The present is contained within the past. This autumn one Michael B, a director, has been playing a gleeful trick or two with “A Servant of Two Masters.” In May 1978 another Michael B, a critic, is in Stratford to see “the Taming of the Shrew.” An argument starts between a member of the audience and a staff member in the front stalls. “I'm not having any bloody woman telling me what to do” shouts the audience member. “He then scrambles drunkenly on to the Stratford stage” describes Billington “pulling down bannisters and toppling pillars like some berserk Samson. Lights explode; the stage fills with harassed backstage staff; and gullible patrons start making for the exit to call the police.”

The whole thing has been staged by Michael Bogdanov. Bogdanov is as Bogdanov was.

Criticism is writing and writing is craft. It is getting the right words. When “Company” arrived there had not been a piece of musical theatre like it. “Its surface exuberance seems to conceal a great sadness” he writes”...it has the whiplash precision of the best shows plus a great deal of intellectual resonance.” At “Comedians” “not only does it annex new territory by putting a class for apprentice comedians on to the stage, but it has the same muscle, dialectical fairness and suppressed pain that characterised Griffiths's “the Party”.

From the particular the good critic extrapolates the general. He sees the “Norman Conquests”. “Like all first-rate comedy, the plays are only funny because they're about serious issues.” “A Short, Sharp Shock” is supposed to be a riposte to the government and is flat. “They offer images and rhetoric rather than fact and argument.” “The Romans in Britain” has “a hollow prodigality.” And he has always enjoyed the odd bit of wordplay. He is not keen on “Godspell”. “God, as I muttered wanly as I emerged, is not rocked.” With a descant on Baldwin “Power without accountancy is the prerogative of the journalist down the ages.”

One element that emerges is that Billington is not the critic as analyst.
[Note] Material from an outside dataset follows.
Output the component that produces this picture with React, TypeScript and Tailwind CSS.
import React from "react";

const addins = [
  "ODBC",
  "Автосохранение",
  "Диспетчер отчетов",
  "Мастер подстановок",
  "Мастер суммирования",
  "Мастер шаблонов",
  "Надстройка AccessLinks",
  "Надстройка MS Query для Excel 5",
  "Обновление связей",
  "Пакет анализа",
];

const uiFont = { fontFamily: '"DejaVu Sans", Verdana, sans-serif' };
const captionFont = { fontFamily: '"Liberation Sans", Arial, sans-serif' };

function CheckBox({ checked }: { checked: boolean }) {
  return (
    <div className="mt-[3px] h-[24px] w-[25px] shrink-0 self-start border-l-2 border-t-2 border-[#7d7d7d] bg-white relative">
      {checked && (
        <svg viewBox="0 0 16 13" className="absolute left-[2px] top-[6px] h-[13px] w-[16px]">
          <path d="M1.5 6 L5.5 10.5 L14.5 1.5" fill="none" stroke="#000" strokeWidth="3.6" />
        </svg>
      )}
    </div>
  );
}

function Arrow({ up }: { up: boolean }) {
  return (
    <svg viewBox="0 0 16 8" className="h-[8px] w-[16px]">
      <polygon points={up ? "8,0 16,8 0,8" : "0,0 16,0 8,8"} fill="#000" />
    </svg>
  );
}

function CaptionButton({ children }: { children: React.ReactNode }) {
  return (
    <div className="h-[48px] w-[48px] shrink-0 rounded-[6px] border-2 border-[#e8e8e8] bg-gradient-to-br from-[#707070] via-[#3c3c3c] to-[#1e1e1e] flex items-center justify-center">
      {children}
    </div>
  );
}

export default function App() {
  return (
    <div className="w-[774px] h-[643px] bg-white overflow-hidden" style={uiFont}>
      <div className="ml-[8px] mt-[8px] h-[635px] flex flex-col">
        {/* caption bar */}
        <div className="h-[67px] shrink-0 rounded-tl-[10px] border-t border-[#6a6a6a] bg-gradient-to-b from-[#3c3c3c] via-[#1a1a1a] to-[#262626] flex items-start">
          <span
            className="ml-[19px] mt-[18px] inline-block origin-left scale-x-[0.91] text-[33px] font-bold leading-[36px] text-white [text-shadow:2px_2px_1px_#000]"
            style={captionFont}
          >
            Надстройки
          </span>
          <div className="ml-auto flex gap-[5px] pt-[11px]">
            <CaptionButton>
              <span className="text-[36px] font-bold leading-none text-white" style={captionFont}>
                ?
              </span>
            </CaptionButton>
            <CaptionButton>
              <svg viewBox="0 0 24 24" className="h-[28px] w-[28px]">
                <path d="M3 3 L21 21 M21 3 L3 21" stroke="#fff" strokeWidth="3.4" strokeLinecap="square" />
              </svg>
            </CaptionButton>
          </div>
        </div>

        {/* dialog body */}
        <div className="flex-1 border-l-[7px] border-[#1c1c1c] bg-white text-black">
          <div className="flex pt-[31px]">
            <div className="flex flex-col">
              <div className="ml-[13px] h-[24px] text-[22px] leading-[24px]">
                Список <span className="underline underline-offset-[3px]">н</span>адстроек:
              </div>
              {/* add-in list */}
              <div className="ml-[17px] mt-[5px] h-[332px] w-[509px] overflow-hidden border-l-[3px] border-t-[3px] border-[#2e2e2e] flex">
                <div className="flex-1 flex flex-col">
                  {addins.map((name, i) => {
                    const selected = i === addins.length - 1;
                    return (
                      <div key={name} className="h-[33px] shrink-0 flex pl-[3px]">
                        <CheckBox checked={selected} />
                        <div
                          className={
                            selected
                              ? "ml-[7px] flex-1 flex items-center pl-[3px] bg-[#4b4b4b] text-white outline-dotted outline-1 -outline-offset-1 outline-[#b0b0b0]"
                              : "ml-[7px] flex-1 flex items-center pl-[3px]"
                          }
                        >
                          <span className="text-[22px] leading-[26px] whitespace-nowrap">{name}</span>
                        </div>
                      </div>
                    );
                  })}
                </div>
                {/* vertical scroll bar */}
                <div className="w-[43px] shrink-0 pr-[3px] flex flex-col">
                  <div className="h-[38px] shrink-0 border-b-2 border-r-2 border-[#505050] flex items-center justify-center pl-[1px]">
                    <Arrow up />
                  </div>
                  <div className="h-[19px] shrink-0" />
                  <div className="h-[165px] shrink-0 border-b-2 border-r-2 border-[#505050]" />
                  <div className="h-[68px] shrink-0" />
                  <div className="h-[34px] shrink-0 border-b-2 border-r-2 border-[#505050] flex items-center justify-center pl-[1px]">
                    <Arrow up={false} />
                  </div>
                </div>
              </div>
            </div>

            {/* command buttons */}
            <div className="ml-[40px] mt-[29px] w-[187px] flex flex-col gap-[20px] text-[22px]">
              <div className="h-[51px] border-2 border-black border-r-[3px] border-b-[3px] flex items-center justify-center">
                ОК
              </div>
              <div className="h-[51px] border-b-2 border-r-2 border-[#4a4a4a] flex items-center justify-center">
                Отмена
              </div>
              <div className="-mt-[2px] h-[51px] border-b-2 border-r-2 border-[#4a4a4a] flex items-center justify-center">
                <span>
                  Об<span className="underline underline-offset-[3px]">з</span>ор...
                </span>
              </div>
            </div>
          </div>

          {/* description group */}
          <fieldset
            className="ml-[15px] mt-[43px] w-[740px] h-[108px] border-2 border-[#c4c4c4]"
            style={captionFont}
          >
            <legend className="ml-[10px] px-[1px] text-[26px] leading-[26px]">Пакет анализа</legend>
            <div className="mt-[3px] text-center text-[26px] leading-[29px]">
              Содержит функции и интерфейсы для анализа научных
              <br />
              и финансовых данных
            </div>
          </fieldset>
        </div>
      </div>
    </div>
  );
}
At least he is analyst but also markedly a human being. He sees a revival of “Inadmissible Evidence”. “Judged by slide-rule methods of dramatic criticism, John Osborne's “Inadmissible Evidence” has plenty of flaws: it's static, a bit unwieldy in places and doesn't allow much breathing space to the subsidiary characters. But so much for the slide-rule. All I can say is that seeing the play again at the Court for the first time in fourteen years, I found it an overwhelming experience in which the sense of private pain, paranoia and anguish is deeply moving.”

It is a regular motif. “In my whole theatregoing lifetime I have never seen a production as achingly beautiful as Yukio Ninagawa's “Macbeth”. At Michael Blakemore's “Uncle Vanya” his first paragraph goes straight to it. “I found myself watching the end through a mist of tears.” At “Sunday in the Park with George” he sees and hears the great song “Colour and Light”. “This is one point” he responds “at which Mr Pimlott's production induces tears.” This is all reassuring and heartening.
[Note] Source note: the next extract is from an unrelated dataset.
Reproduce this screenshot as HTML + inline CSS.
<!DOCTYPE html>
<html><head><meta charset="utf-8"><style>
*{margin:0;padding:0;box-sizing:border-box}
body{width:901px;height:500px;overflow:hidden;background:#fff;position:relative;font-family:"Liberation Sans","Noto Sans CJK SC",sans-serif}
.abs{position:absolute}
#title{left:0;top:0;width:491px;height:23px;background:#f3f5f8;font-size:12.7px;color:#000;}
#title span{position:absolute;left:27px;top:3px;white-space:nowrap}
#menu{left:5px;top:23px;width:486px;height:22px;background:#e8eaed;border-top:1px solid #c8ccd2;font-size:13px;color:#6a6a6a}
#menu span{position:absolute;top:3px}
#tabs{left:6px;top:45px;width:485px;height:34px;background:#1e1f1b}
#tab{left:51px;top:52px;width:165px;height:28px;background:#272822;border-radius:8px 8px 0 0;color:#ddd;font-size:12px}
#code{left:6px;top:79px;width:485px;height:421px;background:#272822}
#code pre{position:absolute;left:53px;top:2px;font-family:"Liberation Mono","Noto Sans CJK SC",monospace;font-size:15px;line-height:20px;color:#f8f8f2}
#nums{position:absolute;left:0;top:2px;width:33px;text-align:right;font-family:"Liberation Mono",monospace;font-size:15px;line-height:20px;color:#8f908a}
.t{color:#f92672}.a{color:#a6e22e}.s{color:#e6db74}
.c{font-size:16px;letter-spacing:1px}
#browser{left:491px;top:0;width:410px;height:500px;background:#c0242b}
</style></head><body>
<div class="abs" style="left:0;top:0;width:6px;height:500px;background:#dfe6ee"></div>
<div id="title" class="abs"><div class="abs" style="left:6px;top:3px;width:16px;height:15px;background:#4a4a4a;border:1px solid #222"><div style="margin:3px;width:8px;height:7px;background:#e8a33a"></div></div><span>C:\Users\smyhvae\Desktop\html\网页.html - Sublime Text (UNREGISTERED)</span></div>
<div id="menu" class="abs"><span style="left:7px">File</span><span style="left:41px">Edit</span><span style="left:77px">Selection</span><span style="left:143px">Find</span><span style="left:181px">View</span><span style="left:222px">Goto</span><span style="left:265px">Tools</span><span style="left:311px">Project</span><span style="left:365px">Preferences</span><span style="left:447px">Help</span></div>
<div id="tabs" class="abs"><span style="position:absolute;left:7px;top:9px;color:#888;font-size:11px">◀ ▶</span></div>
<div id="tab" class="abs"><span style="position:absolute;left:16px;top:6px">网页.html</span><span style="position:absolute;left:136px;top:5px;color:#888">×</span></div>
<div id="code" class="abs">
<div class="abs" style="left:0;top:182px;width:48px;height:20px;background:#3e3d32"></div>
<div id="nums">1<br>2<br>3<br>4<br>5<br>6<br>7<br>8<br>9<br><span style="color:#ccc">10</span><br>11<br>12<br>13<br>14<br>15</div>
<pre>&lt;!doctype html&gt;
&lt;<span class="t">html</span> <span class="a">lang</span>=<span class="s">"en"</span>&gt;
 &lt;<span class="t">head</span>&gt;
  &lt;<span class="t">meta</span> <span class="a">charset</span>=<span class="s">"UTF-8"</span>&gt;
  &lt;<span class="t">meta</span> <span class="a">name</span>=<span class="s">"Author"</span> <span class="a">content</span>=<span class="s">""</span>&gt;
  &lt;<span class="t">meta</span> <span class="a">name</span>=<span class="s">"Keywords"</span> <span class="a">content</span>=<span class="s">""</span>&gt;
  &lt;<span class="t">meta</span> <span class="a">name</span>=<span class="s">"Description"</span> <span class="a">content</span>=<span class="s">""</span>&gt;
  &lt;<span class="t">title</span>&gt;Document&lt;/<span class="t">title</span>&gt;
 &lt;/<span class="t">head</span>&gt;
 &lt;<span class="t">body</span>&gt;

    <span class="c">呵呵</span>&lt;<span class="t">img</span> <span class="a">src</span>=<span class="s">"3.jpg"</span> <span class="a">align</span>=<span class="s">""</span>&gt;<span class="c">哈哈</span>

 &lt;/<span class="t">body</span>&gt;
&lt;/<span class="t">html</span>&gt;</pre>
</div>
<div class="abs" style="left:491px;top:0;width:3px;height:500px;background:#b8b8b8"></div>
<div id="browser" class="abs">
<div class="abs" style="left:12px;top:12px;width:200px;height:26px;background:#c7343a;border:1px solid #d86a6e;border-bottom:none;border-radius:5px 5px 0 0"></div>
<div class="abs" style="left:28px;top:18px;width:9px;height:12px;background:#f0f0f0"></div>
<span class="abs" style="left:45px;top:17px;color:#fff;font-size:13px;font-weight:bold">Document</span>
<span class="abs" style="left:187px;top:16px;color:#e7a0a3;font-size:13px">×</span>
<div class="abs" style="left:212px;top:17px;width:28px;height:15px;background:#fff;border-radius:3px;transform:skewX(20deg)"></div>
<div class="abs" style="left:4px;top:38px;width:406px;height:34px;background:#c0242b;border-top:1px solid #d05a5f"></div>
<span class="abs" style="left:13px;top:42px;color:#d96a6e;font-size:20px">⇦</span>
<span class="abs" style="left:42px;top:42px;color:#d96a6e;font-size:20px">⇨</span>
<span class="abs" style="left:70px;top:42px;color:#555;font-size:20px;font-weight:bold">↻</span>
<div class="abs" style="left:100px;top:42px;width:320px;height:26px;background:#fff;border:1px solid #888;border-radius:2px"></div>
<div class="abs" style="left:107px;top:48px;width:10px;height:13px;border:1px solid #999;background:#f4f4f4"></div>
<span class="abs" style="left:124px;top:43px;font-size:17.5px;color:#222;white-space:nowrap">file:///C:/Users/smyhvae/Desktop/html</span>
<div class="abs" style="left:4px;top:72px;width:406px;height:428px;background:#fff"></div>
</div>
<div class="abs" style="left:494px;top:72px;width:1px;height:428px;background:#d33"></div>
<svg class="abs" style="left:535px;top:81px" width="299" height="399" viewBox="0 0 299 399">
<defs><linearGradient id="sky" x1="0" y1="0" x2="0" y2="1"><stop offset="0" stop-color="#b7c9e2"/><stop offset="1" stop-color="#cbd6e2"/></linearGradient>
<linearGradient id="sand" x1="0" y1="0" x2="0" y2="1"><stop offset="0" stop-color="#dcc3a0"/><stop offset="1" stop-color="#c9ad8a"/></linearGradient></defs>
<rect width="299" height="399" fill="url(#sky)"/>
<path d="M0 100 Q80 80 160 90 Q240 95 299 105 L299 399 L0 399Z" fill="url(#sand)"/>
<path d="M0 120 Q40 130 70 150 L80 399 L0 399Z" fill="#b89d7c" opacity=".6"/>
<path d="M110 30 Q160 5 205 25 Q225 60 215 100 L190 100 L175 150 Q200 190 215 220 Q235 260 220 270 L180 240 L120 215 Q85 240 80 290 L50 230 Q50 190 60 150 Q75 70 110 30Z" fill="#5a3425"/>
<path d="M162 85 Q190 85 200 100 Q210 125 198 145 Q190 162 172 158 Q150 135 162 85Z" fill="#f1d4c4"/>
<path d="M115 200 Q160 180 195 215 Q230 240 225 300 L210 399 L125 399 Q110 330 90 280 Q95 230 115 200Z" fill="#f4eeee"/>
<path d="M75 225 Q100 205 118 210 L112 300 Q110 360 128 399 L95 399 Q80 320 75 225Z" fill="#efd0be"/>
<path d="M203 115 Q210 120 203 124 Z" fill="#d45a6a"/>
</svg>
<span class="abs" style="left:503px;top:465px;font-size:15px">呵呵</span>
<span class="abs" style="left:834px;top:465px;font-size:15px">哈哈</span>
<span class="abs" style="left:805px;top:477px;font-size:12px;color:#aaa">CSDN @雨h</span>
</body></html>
The counterpoint is “Authority wants art to be constructive; yet it has to recognise that great drama is built out of conflict, dialectic and criticism.” Strains of the future are discernible. “I also dislike the tendency to sectionalise and compartmentalise the theatre.” As for accountability “I would make manifest attendance figures for the productions so that the public could see for themselves what was popular and what was not.” Political theatre too often misses the mark. “One of the oldest rules of dialectical drama is that you give the strongest articles to the other side.”

Billington is also clear-eyed on the critic as public figure. He writes open letters to Peter Hall and Terry Hands. The book publishes their responses. He puts the case for criticism and its place. “Criticism” he says “is not the last word: simply part of a permanent debate about the nature of the ideal theatre.” “Criticism does, however, have a vital secondary function: to deal, as Tynan said, to deal with what is not happening as well as what is.”

As for theatre “it is a public service to be interpreted, evaluated, and fought for with whatever critical passion one can muster.” And the writer himself? “Critics are haunted, solitary theatre-nuts who cannot be willed into existence by editorial magic.”